Less than 1 percent of registered vehicles in Missouri were all-electric as of June 2021, according to the electric vehicle infrastructure development plan the Missouri Department of Transportation issued last July. There are approximately 6,740 all-electric vehicles in Missouri, about 0.34 percent of the total number of registered vehicles in the state.
But adoption is trending up.
According to MoDOT, 5.02 percent of vehicles in the state are projected to be all-electric by 2035.
Major brands like Bentley, Jaguar, Cadillac, Lexus, Mercedes-Benz, Volvo and General Motors have announced plans to make their vehicles all-electric by 2035.
Without infrastructure to accommodate that transition, Scissors said municipalities will be at a disadvantage in attracting residents and safely supplying them electricity for their vehicles.

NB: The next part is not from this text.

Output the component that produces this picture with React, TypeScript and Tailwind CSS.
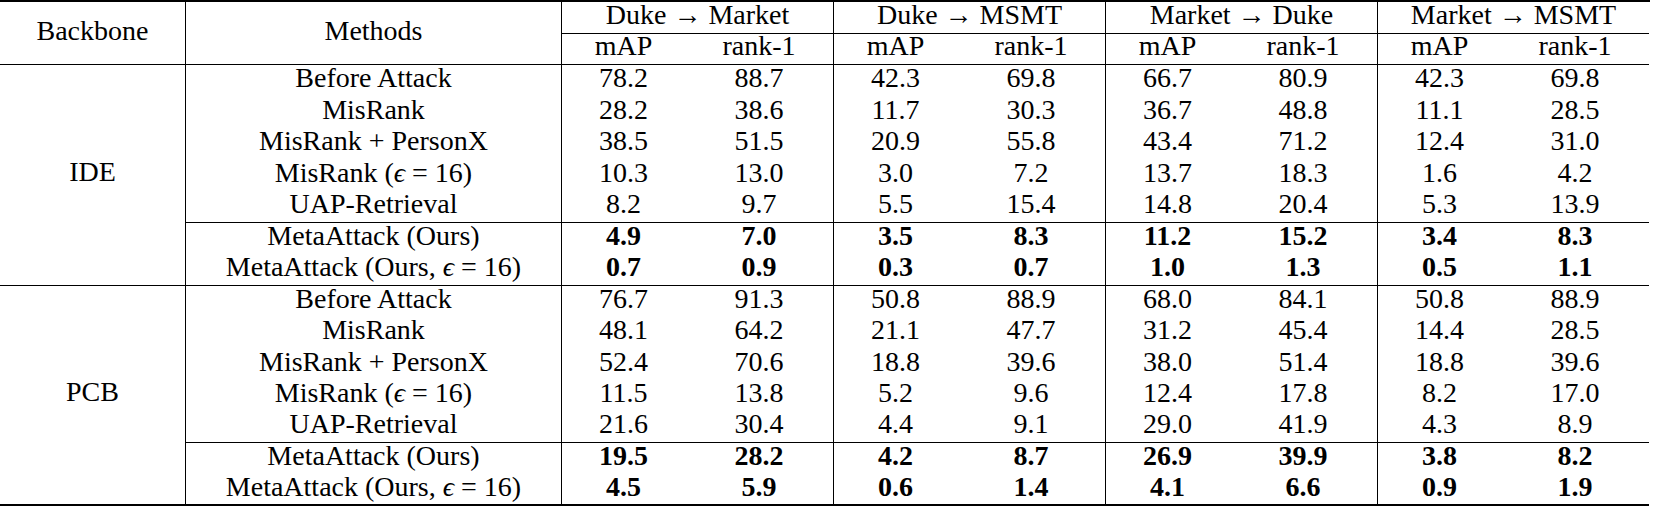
import { ReactNode } from "react";

type Row = { method: ReactNode; values: string[]; bold?: boolean; rule?: boolean };

const eps = <span className="italic">ϵ</span>;

const groups = ["Duke → Market", "Duke → MSMT", "Market → Duke", "Market → MSMT"];

const blocks: { backbone: string; rows: Row[] }[] = [
  {
    backbone: "IDE",
    rows: [
      { method: "Before Attack", values: ["78.2", "88.7", "42.3", "69.8", "66.7", "80.9", "42.3", "69.8"] },
      { method: "MisRank", values: ["28.2", "38.6", "11.7", "30.3", "36.7", "48.8", "11.1", "28.5"] },
      { method: "MisRank + PersonX", values: ["38.5", "51.5", "20.9", "55.8", "43.4", "71.2", "12.4", "31.0"] },
      { method: <>MisRank ({eps} = 16)</>, values: ["10.3", "13.0", "3.0", "7.2", "13.7", "18.3", "1.6", "4.2"] },
      { method: "UAP-Retrieval", values: ["8.2", "9.7", "5.5", "15.4", "14.8", "20.4", "5.3", "13.9"], rule: true },
      { method: "MetaAttack (Ours)", values: ["4.9", "7.0", "3.5", "8.3", "11.2", "15.2", "3.4", "8.3"], bold: true },
      {
        method: <>MetaAttack (Ours, {eps} = 16)</>,
        values: ["0.7", "0.9", "0.3", "0.7", "1.0", "1.3", "0.5", "1.1"],
        bold: true,
        rule: true,
      },
    ],
  },
  {
    backbone: "PCB",
    rows: [
      { method: "Before Attack", values: ["76.7", "91.3", "50.8", "88.9", "68.0", "84.1", "50.8", "88.9"] },
      { method: "MisRank", values: ["48.1", "64.2", "21.1", "47.7", "31.2", "45.4", "14.4", "28.5"] },
      { method: "MisRank + PersonX", values: ["52.4", "70.6", "18.8", "39.6", "38.0", "51.4", "18.8", "39.6"] },
      { method: <>MisRank ({eps} = 16)</>, values: ["11.5", "13.8", "5.2", "9.6", "12.4", "17.8", "8.2", "17.0"] },
      { method: "UAP-Retrieval", values: ["21.6", "30.4", "4.4", "9.1", "29.0", "41.9", "4.3", "8.9"], rule: true },
      { method: "MetaAttack (Ours)", values: ["19.5", "28.2", "4.2", "8.7", "26.9", "39.9", "3.8", "8.2"], bold: true },
      {
        method: <>MetaAttack (Ours, {eps} = 16)</>,
        values: ["4.5", "5.9", "0.6", "1.4", "4.1", "6.6", "0.9", "1.9"],
        bold: true,
        rule: true,
      },
    ],
  },
];

// each cell centres its text a touch above the middle, like the LaTeX rows
const cell = "flex items-center justify-center whitespace-pre border-black pb-[5px]";

export default function App() {
  return (
    <div className="min-h-screen bg-white">
      <div className="w-[1650px] border-t-2 border-black [font-family:'Liberation_Serif','Times_New_Roman',serif] text-[28px] leading-none text-black">
        <div className="grid grid-cols-[185px_376px_124px_148px_124px_148px_124px_148px_124px_148px] grid-rows-[repeat(16,31.5px)]">
          <div className={`${cell} row-span-2 border-b`}>Backbone</div>
          <div className={`${cell} row-span-2 border-b border-l`}>Methods</div>
          {groups.map((g) => (
            <div key={g} className={`${cell} col-span-2 border-b border-l`}>
              <span>{g}</span>
            </div>
          ))}
          {groups.map((g) => [
            <div key={g + "m"} className={`${cell} border-b border-l`}>
              mAP
            </div>,
            <div key={g + "r"} className={`${cell} border-b`}>
              rank-1
            </div>,
          ])}

          {blocks.map((block, b) => {
            const last = b === blocks.length - 1;
            return [
              <div key={block.backbone} className={`${cell} row-span-7 ${last ? "border-b-2" : "border-b"}`}>
                {block.backbone}
              </div>,
              block.rows.map((row, i) => {
                const rule = row.rule ? (last && i === block.rows.length - 1 ? "border-b-2" : "border-b") : "";
                return [
                  <div key={block.backbone + i + "m"} className={`${cell} border-l ${rule}`}>
                    <span>{row.method}</span>
                  </div>,
                  row.values.map((v, j) => (
                    <div
                      key={block.backbone + i + "v" + j}
                      className={`${cell} ${j % 2 === 0 ? "border-l" : ""} ${rule} ${row.bold ? "font-bold" : ""}`}
                    >
                      {v}
                    </div>
                  )),
                ];
              }),
            ];
          })}
        </div>
      </div>
    </div>
  );
}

"We're asking municipalities to be forward-thinking and to be ready," he said.
Sen. Mike Cierpiot, a Lee's Summit Republican and chairman of the committee, expressed reservations about the bill.
"At some level, it does bother me," he said. "I may not agree with this mandate but city councils, just like we have the right to be stupid, they have the right to be stupid too if they're elected. So sometimes it bothers me -- I hate the feds telling us what we can do and I'm not sure us telling local governments what they can do is the right thing."
Responding to concerns that the bill runs afoul of local control, Brown said he sees it the opposite way.
"This bill is essential to protect local control," he said. "The most direct form of local is the individual, the business owner. True local control would mean allowing business owners to have the ability to make decisions like this for themselves in a free market environment."